__Task goal__
Report every line in the listing that contains the string "components".

__Items__
>> begin

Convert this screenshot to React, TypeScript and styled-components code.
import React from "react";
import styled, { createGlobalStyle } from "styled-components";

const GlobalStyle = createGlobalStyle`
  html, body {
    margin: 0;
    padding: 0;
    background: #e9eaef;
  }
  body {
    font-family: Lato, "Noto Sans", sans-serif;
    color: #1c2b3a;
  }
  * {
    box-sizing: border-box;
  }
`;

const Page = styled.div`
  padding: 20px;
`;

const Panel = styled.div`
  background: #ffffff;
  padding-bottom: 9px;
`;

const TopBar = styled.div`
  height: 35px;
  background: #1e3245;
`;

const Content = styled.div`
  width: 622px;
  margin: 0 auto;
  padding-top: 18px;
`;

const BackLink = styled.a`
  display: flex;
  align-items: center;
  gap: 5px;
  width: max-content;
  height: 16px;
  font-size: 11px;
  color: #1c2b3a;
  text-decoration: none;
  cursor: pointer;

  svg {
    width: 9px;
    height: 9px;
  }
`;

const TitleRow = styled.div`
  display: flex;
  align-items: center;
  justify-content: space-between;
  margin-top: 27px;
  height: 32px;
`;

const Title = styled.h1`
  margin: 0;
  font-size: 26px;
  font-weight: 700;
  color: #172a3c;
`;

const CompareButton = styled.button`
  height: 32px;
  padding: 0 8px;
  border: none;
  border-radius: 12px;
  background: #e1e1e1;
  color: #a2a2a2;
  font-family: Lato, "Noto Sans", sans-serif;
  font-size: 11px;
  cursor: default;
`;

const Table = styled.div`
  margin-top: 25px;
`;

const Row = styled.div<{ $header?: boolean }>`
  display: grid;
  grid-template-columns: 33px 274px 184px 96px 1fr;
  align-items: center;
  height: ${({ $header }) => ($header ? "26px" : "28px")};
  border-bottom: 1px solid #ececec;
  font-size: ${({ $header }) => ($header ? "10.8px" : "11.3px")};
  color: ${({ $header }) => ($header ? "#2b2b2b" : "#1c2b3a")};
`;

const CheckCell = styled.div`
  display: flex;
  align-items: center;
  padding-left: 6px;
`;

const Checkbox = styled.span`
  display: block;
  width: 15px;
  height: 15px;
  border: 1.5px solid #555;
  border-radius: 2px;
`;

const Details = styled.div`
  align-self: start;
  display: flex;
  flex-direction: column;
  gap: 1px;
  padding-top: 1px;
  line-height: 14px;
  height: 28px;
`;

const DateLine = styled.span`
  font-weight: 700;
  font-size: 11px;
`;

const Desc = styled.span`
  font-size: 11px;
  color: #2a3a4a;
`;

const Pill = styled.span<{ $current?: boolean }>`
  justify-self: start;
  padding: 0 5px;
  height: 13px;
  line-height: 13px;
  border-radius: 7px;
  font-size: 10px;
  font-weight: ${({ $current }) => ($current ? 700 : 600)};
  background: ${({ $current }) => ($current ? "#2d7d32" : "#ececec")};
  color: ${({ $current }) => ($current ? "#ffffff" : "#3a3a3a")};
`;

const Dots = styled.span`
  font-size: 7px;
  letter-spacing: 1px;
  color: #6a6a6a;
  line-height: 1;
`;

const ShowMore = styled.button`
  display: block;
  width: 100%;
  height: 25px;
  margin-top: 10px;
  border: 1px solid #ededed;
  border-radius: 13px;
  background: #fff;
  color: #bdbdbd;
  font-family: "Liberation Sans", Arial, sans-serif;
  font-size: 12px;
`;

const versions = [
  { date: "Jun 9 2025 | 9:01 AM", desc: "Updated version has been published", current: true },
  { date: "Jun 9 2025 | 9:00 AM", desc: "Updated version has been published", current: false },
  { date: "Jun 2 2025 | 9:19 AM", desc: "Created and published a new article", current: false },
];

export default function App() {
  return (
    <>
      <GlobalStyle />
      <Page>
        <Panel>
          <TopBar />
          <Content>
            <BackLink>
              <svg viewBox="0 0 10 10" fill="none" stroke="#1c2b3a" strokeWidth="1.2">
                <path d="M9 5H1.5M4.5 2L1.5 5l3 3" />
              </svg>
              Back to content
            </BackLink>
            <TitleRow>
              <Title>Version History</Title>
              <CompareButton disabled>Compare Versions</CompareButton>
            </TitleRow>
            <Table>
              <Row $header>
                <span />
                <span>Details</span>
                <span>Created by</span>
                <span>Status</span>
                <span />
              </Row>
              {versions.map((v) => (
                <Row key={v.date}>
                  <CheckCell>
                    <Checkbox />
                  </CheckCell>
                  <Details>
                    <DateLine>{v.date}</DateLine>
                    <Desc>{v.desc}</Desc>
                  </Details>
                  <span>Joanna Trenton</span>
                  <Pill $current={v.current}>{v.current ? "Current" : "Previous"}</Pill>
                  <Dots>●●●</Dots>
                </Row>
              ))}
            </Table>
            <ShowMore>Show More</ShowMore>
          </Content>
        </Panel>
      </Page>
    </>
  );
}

>> end
>> begin

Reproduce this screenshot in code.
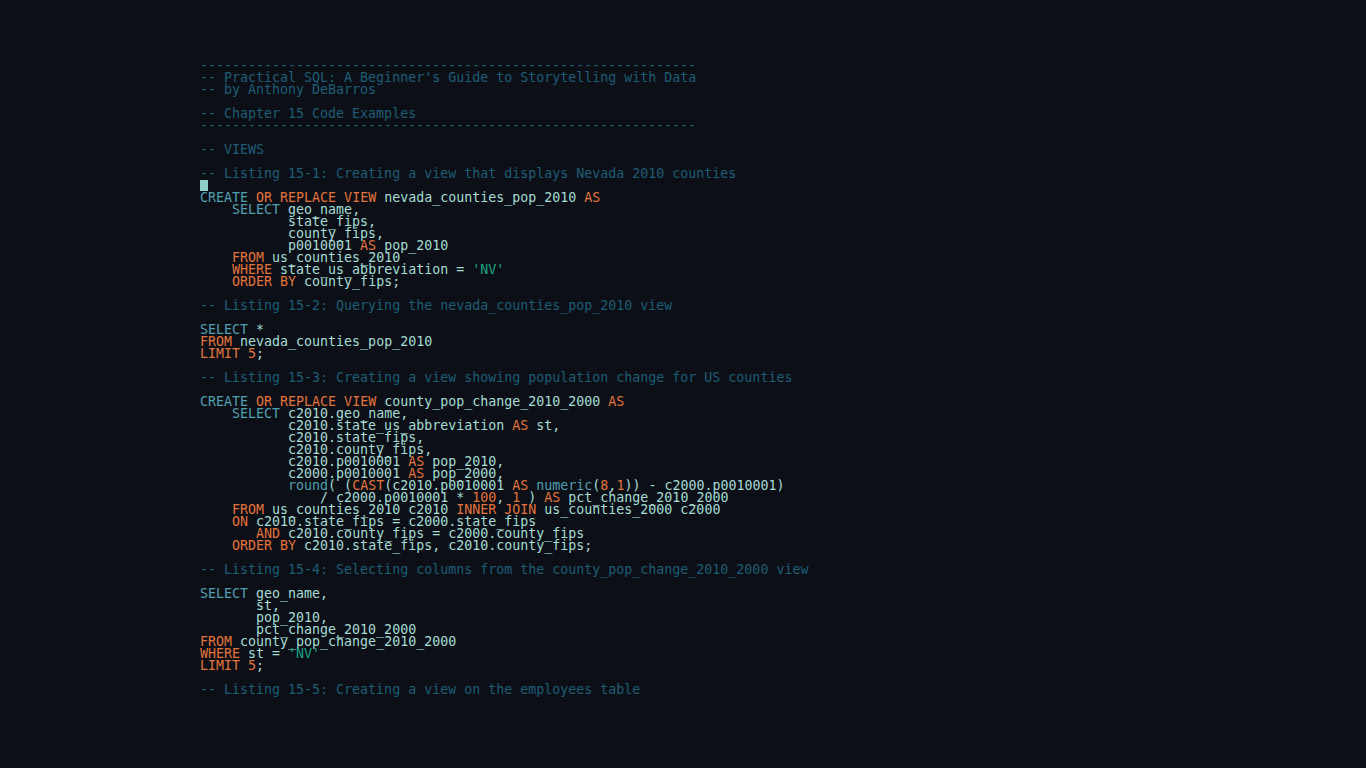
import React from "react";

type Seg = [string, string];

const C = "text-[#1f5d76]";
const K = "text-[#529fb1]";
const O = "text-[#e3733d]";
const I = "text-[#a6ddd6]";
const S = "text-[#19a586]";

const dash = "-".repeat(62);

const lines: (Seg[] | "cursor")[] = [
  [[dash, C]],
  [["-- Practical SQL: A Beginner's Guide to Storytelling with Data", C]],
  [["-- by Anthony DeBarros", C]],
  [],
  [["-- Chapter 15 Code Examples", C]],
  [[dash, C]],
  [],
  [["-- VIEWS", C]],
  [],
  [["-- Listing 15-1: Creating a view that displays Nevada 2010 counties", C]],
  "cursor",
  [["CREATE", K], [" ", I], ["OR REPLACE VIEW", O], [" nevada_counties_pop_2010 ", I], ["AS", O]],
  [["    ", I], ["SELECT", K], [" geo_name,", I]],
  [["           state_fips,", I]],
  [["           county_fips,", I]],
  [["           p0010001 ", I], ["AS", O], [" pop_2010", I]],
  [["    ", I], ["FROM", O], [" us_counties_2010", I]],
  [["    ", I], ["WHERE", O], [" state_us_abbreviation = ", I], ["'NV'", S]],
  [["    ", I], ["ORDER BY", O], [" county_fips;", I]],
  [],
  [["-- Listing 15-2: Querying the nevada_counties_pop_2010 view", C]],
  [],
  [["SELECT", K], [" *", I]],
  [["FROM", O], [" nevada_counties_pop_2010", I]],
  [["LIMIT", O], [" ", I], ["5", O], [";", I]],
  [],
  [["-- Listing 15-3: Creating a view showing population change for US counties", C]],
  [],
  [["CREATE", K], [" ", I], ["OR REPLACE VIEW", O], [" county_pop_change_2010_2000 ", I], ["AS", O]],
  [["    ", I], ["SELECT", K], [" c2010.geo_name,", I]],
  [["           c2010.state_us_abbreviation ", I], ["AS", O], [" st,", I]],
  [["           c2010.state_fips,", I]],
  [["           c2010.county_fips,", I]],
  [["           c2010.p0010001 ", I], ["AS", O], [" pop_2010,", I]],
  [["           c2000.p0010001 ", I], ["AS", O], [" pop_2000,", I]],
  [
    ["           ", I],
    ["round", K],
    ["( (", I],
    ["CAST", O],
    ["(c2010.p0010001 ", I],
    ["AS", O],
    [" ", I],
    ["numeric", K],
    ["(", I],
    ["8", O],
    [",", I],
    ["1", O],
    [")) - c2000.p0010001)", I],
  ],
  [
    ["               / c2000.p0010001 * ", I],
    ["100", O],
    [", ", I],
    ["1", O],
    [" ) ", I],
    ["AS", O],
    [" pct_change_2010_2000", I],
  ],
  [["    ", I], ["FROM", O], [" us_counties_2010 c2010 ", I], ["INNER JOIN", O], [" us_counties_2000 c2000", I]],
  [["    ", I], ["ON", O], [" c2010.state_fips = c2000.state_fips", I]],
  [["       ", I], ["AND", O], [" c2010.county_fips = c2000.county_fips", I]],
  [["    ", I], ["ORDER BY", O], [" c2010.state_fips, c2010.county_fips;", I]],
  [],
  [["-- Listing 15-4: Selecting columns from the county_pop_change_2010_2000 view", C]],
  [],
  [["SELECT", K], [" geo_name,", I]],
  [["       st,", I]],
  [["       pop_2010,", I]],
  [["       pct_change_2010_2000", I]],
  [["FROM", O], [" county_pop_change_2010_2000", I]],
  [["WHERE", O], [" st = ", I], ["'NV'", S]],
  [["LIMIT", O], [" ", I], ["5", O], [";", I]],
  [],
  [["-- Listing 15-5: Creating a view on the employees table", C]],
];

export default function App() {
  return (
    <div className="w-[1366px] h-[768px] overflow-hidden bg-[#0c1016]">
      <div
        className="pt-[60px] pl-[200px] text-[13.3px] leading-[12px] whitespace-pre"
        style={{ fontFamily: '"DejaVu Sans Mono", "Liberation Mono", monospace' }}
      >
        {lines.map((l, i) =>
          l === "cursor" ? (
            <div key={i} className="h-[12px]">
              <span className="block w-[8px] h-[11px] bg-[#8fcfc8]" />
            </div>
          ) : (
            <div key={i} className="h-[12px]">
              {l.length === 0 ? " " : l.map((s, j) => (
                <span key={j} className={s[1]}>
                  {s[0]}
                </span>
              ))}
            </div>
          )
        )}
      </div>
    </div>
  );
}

>> end

__Solution for this problem__
Convert this screenshot to React, TypeScript and styled-components code.
import styled, { createGlobalStyle } from "styled-components";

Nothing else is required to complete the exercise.